Gather every line that includes the word "this", please.

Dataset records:
-- Begin --
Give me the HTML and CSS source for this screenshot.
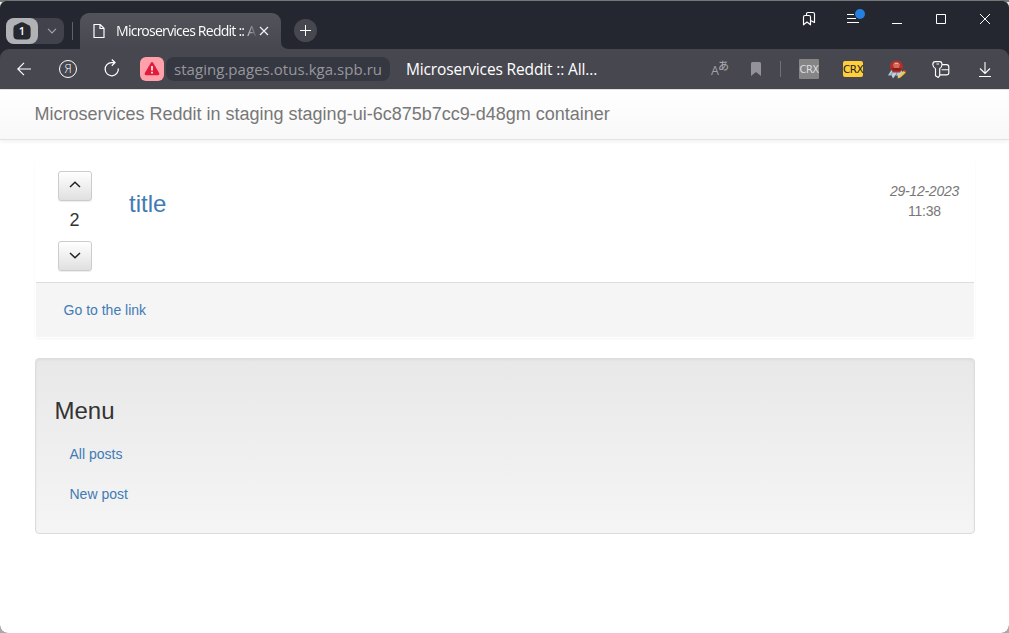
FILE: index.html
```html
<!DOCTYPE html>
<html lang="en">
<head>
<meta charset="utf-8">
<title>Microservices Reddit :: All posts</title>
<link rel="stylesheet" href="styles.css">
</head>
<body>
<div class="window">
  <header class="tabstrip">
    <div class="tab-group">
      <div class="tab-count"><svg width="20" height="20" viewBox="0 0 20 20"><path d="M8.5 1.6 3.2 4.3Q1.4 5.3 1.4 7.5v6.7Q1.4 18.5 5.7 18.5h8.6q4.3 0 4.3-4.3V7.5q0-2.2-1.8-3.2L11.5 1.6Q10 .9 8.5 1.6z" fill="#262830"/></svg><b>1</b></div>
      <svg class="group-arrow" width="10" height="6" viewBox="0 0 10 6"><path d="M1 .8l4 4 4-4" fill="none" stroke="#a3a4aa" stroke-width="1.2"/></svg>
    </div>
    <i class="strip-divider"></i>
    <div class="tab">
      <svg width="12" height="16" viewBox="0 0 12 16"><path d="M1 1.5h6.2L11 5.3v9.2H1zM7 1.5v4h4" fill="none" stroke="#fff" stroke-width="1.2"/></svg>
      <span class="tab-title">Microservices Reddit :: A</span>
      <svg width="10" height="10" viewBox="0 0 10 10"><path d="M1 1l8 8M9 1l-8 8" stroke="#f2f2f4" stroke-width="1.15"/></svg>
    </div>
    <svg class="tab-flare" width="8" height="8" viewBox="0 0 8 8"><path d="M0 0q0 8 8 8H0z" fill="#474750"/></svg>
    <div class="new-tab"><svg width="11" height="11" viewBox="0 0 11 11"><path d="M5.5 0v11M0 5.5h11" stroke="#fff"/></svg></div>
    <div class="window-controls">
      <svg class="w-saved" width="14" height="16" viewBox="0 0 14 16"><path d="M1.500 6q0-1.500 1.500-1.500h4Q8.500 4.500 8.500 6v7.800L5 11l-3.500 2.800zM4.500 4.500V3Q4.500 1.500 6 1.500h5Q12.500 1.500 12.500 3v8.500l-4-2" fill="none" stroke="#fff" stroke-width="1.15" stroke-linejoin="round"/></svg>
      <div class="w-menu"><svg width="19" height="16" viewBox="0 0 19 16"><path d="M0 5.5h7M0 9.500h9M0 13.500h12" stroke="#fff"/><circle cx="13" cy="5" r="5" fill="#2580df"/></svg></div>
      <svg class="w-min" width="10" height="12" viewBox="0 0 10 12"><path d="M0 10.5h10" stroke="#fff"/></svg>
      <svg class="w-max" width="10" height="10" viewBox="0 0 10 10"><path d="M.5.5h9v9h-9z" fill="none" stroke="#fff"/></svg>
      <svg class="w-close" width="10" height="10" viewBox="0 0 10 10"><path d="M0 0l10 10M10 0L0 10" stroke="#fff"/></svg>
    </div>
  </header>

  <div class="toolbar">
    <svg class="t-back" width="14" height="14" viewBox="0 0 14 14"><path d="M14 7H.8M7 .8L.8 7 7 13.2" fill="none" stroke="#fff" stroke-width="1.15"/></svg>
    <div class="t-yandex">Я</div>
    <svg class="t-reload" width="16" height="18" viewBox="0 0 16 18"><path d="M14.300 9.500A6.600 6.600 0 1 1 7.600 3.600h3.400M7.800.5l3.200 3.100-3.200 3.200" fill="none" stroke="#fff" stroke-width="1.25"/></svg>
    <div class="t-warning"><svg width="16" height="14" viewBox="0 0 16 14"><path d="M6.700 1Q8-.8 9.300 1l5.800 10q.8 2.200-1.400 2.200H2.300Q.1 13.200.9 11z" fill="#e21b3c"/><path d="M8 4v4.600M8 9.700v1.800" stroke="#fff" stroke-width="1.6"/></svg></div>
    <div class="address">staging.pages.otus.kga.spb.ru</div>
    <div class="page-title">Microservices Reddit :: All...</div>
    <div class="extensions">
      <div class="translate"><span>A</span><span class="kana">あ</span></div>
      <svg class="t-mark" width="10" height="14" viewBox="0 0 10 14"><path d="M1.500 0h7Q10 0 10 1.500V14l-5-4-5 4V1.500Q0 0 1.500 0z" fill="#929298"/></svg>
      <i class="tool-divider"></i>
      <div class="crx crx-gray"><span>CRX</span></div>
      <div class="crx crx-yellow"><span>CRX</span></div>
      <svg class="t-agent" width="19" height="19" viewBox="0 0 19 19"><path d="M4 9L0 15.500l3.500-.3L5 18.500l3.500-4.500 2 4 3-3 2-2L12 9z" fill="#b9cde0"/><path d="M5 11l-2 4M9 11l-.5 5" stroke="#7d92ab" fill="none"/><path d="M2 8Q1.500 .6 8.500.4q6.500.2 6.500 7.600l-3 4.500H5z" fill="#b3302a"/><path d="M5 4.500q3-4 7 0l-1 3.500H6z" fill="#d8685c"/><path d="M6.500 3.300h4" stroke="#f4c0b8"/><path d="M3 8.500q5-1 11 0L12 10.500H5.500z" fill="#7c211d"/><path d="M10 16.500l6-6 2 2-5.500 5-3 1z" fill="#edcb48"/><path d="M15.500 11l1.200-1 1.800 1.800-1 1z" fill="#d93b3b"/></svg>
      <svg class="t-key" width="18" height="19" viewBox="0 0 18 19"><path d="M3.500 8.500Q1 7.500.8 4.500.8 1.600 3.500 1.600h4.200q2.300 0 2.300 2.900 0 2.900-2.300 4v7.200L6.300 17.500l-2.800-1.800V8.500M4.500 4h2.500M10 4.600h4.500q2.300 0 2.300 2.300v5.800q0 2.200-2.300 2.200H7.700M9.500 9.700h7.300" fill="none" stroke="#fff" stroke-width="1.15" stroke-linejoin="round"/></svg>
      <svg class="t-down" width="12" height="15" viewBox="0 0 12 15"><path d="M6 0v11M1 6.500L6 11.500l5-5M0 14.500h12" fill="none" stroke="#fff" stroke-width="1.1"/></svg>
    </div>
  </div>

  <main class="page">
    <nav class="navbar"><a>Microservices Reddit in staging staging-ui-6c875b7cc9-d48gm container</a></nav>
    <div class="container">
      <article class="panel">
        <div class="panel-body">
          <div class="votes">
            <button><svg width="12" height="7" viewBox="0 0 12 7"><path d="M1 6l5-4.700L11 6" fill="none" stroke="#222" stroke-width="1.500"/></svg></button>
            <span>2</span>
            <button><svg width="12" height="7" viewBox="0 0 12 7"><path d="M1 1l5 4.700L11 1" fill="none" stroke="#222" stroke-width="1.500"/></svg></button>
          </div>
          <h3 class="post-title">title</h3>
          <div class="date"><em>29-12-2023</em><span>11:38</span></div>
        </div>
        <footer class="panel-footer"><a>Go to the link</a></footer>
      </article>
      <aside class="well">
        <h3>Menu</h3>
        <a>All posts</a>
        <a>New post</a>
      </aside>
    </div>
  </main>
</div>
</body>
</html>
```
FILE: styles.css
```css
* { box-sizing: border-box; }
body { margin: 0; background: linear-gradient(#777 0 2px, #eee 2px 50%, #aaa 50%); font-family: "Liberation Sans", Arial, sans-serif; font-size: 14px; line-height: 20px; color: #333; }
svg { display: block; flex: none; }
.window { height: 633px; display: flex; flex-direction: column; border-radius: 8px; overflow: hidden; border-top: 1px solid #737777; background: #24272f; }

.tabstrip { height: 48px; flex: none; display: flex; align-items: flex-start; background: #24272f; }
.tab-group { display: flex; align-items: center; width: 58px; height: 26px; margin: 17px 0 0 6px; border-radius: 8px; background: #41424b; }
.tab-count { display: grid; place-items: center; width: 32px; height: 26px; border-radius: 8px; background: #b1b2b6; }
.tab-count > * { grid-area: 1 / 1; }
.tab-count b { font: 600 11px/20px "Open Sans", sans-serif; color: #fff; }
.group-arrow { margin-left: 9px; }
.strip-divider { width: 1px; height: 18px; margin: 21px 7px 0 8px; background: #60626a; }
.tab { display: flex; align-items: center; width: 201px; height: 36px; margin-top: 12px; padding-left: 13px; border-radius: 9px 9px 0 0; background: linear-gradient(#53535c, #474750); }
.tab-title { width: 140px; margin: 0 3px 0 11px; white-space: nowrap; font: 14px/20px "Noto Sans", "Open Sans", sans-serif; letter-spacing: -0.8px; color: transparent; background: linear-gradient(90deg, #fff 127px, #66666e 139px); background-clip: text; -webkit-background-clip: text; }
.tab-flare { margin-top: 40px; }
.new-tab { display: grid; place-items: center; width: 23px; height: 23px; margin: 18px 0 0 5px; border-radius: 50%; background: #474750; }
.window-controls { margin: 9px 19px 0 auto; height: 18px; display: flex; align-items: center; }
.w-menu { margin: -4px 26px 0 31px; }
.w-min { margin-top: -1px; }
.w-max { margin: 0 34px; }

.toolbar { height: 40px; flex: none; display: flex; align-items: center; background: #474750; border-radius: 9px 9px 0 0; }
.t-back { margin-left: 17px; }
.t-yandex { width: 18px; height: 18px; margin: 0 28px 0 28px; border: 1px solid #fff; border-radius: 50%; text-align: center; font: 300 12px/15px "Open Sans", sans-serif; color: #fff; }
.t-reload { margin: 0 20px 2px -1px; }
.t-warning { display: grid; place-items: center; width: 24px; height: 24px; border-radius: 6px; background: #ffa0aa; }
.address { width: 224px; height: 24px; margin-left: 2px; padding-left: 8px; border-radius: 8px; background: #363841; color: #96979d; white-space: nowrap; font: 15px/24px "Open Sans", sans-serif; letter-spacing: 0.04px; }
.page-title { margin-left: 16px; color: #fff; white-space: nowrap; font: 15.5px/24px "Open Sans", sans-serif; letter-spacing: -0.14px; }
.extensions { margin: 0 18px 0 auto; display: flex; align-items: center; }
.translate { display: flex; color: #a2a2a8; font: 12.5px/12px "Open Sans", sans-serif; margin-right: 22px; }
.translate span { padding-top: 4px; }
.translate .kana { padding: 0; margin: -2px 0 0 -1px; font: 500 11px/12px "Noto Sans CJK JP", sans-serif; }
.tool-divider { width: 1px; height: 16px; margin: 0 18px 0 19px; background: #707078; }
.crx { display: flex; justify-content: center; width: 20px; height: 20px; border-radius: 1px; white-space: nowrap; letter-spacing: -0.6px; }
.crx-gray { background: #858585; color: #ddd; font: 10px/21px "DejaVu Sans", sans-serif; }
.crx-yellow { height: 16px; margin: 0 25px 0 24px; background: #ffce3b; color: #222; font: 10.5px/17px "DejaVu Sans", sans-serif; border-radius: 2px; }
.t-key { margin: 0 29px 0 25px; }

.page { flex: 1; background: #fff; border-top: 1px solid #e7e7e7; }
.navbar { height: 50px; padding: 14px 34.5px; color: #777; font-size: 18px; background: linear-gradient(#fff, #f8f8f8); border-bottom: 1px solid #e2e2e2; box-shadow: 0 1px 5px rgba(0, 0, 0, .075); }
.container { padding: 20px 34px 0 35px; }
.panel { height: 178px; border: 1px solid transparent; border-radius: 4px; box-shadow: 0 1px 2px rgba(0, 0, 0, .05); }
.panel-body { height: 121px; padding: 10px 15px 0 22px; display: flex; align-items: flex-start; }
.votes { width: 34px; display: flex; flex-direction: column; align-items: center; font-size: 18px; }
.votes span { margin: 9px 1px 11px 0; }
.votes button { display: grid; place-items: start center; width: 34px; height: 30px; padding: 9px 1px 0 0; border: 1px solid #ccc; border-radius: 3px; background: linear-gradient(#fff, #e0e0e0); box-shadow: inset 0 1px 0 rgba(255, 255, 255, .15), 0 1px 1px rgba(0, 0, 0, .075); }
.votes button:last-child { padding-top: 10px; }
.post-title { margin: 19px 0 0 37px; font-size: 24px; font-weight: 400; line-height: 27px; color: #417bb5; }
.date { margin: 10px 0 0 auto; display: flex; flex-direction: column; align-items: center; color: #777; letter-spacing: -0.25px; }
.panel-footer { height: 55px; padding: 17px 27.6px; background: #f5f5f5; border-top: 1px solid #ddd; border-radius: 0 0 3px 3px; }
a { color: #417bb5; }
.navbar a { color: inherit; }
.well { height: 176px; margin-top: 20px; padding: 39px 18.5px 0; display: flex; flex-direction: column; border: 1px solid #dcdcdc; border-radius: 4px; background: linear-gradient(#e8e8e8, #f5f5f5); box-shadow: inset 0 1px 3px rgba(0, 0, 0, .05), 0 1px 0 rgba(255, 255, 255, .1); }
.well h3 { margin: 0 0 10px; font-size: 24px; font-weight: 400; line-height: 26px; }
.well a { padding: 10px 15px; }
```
-- End --
-- Begin --
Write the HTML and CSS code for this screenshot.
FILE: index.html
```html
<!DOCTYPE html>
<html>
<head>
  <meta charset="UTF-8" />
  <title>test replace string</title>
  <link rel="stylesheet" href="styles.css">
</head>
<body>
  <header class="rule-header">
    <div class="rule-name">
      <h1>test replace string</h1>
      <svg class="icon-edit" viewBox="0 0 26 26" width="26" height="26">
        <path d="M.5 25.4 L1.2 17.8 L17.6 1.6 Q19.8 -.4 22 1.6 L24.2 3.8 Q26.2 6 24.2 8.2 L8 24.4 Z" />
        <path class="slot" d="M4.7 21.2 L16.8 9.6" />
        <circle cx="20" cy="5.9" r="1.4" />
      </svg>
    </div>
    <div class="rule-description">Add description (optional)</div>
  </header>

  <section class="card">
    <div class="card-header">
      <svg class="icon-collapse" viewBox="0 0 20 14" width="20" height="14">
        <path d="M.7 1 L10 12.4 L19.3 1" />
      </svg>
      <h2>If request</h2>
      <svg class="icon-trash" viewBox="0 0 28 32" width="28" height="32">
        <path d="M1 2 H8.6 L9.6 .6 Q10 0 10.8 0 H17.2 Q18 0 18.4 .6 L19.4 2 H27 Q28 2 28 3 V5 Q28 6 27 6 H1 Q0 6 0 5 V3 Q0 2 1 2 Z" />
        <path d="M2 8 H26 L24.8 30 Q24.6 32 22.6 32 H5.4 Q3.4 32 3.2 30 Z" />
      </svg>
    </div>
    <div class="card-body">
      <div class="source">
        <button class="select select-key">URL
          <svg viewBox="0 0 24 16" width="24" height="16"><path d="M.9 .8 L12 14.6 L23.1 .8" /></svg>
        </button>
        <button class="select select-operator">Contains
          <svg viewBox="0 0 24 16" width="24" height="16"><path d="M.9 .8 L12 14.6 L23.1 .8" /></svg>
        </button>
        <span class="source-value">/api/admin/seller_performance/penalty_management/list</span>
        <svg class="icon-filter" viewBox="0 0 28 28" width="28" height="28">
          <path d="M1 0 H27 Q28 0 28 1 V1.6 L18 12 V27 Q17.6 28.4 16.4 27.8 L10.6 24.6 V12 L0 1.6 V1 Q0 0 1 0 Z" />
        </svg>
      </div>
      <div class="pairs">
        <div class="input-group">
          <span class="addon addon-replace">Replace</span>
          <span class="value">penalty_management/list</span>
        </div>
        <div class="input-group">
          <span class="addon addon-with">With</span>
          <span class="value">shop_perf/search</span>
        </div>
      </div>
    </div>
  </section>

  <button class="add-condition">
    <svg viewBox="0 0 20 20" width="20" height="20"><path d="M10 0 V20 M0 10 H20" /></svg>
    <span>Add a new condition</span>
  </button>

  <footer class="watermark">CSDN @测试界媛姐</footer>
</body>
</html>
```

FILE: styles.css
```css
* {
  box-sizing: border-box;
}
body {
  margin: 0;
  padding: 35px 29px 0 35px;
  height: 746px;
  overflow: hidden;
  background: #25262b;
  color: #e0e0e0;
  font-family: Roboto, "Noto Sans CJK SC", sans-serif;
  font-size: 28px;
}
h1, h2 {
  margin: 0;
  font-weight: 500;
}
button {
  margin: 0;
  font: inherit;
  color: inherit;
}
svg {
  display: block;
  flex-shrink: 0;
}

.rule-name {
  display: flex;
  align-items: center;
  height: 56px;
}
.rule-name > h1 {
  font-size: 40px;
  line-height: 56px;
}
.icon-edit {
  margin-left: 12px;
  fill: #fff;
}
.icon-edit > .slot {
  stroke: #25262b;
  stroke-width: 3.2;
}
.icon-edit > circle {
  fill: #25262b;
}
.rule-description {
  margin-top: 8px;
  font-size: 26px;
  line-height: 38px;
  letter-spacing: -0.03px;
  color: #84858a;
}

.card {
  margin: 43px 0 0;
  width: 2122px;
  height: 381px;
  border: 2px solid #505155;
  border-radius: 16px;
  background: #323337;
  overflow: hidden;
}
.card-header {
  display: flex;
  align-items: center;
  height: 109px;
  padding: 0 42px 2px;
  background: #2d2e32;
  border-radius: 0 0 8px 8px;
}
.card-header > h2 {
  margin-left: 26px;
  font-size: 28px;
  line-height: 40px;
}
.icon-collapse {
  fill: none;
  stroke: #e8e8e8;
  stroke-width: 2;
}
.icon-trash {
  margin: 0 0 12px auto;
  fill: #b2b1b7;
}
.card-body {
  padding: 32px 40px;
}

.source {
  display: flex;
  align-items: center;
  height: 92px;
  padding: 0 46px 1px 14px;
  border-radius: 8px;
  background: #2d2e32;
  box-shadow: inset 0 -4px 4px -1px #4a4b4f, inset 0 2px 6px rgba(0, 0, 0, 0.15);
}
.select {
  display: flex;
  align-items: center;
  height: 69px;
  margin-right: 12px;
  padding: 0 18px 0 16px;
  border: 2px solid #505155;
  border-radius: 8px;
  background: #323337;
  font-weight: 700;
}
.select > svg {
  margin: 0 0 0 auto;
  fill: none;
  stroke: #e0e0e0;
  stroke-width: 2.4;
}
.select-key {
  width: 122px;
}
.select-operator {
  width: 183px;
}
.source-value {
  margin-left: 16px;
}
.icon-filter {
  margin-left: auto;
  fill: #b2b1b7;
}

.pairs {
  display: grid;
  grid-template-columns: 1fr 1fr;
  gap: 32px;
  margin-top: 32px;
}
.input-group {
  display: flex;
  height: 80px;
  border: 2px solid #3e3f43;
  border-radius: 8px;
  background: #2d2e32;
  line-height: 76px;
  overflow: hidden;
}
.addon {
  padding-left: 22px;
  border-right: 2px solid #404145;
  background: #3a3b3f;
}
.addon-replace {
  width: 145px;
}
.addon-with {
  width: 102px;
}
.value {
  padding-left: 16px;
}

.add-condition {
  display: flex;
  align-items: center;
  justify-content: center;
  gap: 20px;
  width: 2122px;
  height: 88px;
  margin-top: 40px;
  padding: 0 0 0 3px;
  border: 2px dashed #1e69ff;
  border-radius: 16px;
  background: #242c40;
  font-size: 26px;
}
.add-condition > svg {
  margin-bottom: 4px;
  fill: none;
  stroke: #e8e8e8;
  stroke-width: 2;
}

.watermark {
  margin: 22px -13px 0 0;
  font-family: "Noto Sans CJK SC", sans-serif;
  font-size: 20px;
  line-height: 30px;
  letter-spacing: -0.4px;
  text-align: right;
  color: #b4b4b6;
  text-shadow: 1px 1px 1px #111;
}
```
-- End --
Final result:
Give me the HTML and CSS source for this screenshot.
Write the HTML and CSS code for this screenshot.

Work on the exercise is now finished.